Wednesday, January 30, 2008

Thursday, January 17, 2008

The joy

The joy is Kyra. Our wonderful, sweet, adorable (and only occasionally evil) daughter celebrated her 2nd birthday yesterday. We had a small, quiet celebration at our home and today we had the big party at a local children's play place called Busy Bees. Kyra and 10 of her friends had a blast.

Having Kyra is amazing. She's so completely different from Blaine. She's much bolder. More fearless than Blaine, but also much, much more cautious. She takes more risks, but they are calculated risks. I'm frequently asked something like "is that your daughter standing at the top of the tall slide?" I just nod and smile because I know she's fine. If that had been Blaine at the same age, I would have been hovering beneath, waiting for the inevitable fall.

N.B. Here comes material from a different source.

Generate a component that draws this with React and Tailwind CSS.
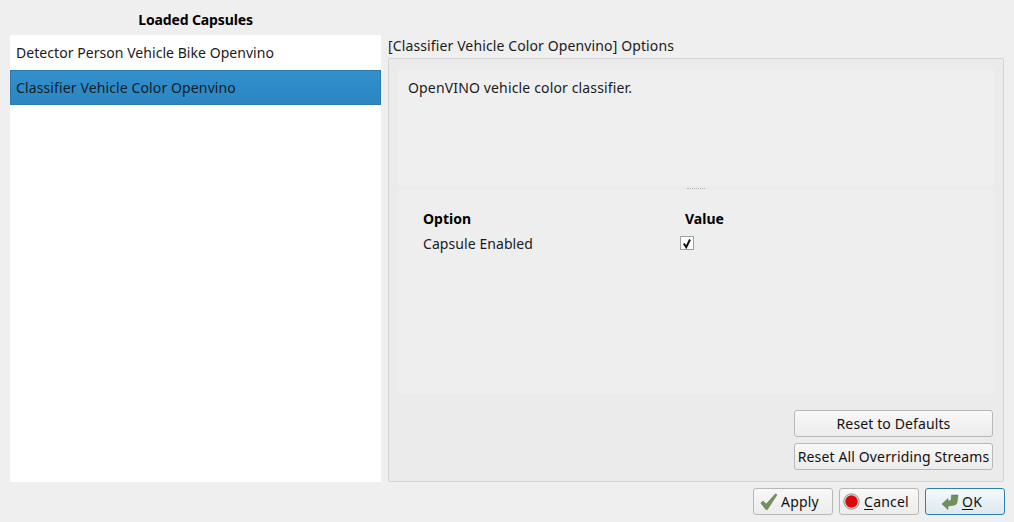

She still has problems expressing herself. We are working with her and the speech delay. It's fun to see her learning new words and trying out new signs. Her sign language skills are amazing and she is using her signs as a bridge to language. She now can say "dog" and "cat" but only if she is making the sign at the same time. My dad likes to say that I would be mute if you tied my hands behind my back, so I guess Kyra will be following in my footsteps and will be a very visual speaker, using her hands to get her point across. Make no mistake, however. She has no problem getting what she wants when she wants it. She may not be able to speak the words, but she knows how to make herself understood.

She is still our Princessa Hooliganka and we wouldn't change a thing. She brings such joy to our lives everyday. Pure, unadulterated joy. Happy birthday baby girl. We love you.